- Funkcjonariusze to Polacy, którzy bronią swojego kraju, swoich rodzin, terytorium. Funkcjonariusze Podlaskiego Oddziału Straży Granicznej, to są osoby, które tam mieszkają, przy tej granicy.
- Jest wyjątkowo ciężko, przez 12 godzin służby musimy być skoncentrowani na działaniach, w nocy jest wyjątkowo niebezpiecznie, są podrzucane różne rzeczy, ostatnio coś, co przypominało ładunek wybuchowy - powiedział ppor. Michalska. - Nigdy nie wiadomo ile będzie prób nielegalnego przekroczenia granicy, czy będziemy musieli podjąć akcję reanimacyjną, czy będą dzieci, które przewozimy do szpitala lub ośrodków i nie wiemy jakich prowokacji możemy się spodziewać ze strony Białoruskiej.
Rzeczniczka SG powiedziała, że pogranicznicy białoruscy, którzy dobrze znają granicę i monitorują ją sprzętem optoelektronicznym wskazują migrantom gdzie, kto przebywa, migranci dostają też narzędzia do cięcia drutu.
- Osoby, które próbują się dostać do Polski wskazują, że ich celem są kraje zachodnie: Niemcy, Francja, Austria.
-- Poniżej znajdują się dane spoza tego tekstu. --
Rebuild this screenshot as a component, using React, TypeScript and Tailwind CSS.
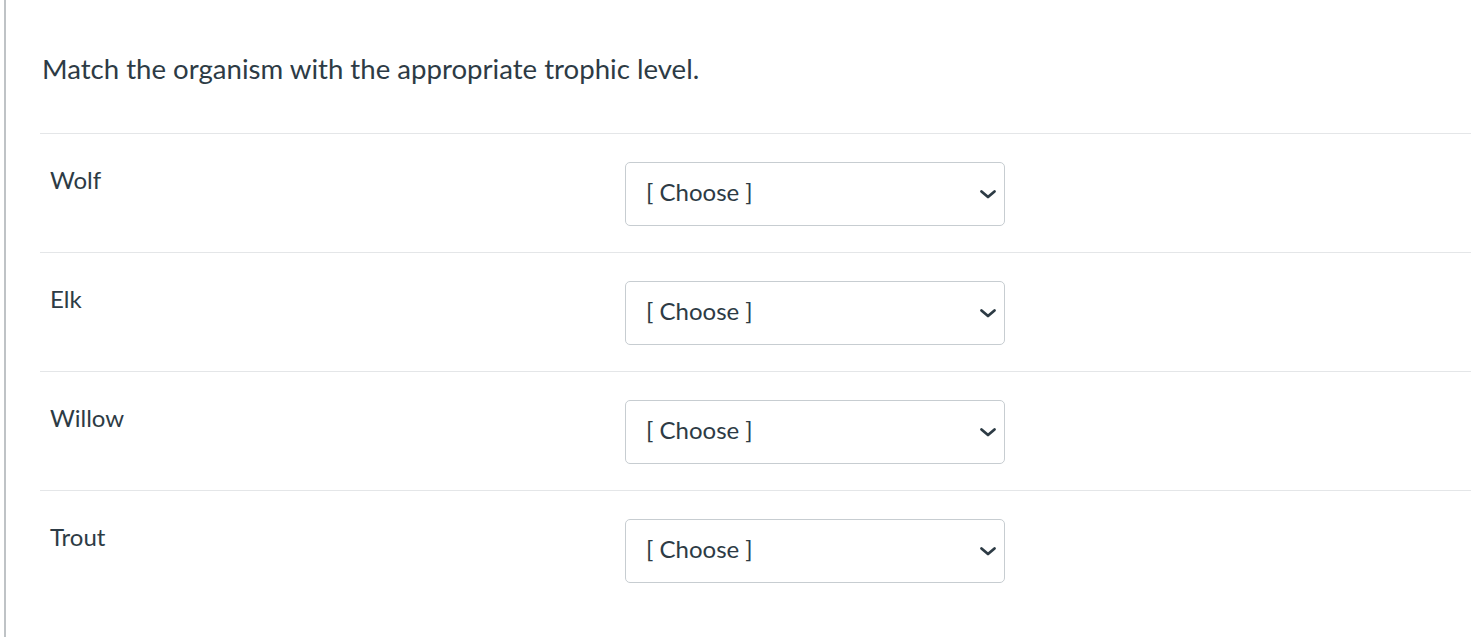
import React from "react";

const rows = ["Wolf", "Elk", "Willow", "Trout"];

function Chevron() {
  return (
    <svg width="18" height="10" viewBox="0 0 18 10" fill="none">
      <path d="M2.5 2.5l6.5 5.5 6.5-5.5" stroke="#2d3b45" strokeWidth="2.8" strokeLinecap="round" strokeLinejoin="round" />
    </svg>
  );
}

export default function App() {
  return (
    <div className="w-full h-[637px] bg-white flex" style={{ fontFamily: "Lato, 'Open Sans', sans-serif" }}>
      <div className="w-[4px] shrink-0" />
      <div className="w-[2px] shrink-0 bg-[#bfc3c6]" />
      <div className="flex-1 pl-[34px] pt-[51px]">
        <div className="pl-[2px] text-[27.6px] leading-[36px] text-[#2d3b45] h-[82px]">
          Match the organism with the appropriate trophic level.
        </div>
        {rows.map((r) => (
          <div key={r} className="border-t border-[#e4e6e8] h-[119px] flex items-start">
            <div className="w-[585px] pl-[10px] pt-[32px] text-[24px] leading-[28px] text-[#2d3b45]">{r}</div>
            <div className="mt-[28px] w-[380px] h-[64px] border border-[#c7cdd1] rounded-[5px] flex items-center justify-between pl-[20px] pr-[7px]">
              <span className="text-[24px] leading-[30px] text-[#2d3b45] -translate-y-[2px]">[ Choose ]</span>
              <Chevron />
            </div>
          </div>
        ))}
      </div>
    </div>
  );
}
Mówią, że nie chcą składać wniosku o azyl w Polsce - zaznaczyła ppor. Anna Michalska.
Powiedziała także, że liczba prób nielegalnego przekroczenia granicy wzrosła. To około tysiąca, wcześniej było pół tysiąca. Z naszych informacji wynika, że migrantów po stronie białoruskiej jest bardzo dużo. - Strona białoruska będzie chciała je, mówiąc brutalnie, wypchnąć na naszą stronę jeszcze przed sezonem zimowym. Sytuacja nie zapowiada się zbyt dobrze. Staramy się jeszcze bardziej uszczelniać granicę, mamy nadzieję, że nie będzie tragicznych zdarzeń, a osoby są kompletnie nie przygotowane na taką podróż w warunkach zimowych - zaznaczyła rzeczniczka Straży Granicznej.